Sometime in the 1820s Stanly's wife Kitty came down with an unknown illness that caused her to suffer for many years. When he emancipated two of his wife's caretakers, he wrote in their papers that Kitty was "unable to render to herself any assistance" and was "dependent during all said time on the kindness of [nurses Nancy and Money]." After as long as possibly ten years of "arduous and menial" work, Stanly freed these women upon the death of his wife.
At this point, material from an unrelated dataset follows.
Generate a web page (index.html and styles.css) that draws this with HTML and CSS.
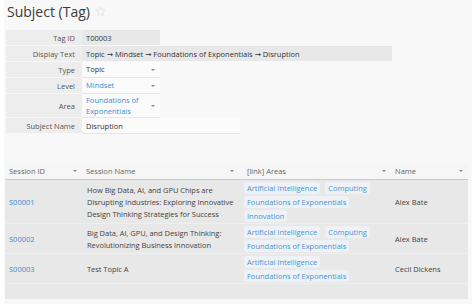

During the same time of his wife's illness, Stanly came to the aid of his half-brother when he became financially exposed due to his own negligence. In the late 1820s, as president of the Bank of New Bern, John Stanly Jr. "failed to call loans in on time, overextended the bank's note issue, and used bank funds to buy and sell stock subscriptions, discount notes, and cotton." During this time, perhaps from the strain, John Stanly Jr. suffered a paralytic stroke. Schweninger believed out of "a sense of personal loyalty," Stanly countersigned a "security bond" for his half brother for the amount of $14,962, a considerable amount of money at the time, offering "as collateral a large portion of his estate." This overextended John Stanly Jr. and "with a few strokes of his pen, he was forced to jeopardize the acquisitions of a lifetime." The bank eventually was forced to close and Stanly lost much of the contributions, forcing him to sell several of his properties including many slaves. The national depression of the 1830s compounded his financial losses; however, even into his sixties, he provided funds toward emancipating slaves while at the same time maintaining slavery on his properties.

== Death ==
By the time Stanly had entered his seventies, he was only able to hold on to a few tracts of land on which he ran a small plantation composed of seven slaves. However, upon his death in 1846, his reputation remained as high as ever. He was considered by many of his white neighbors to be no different from them.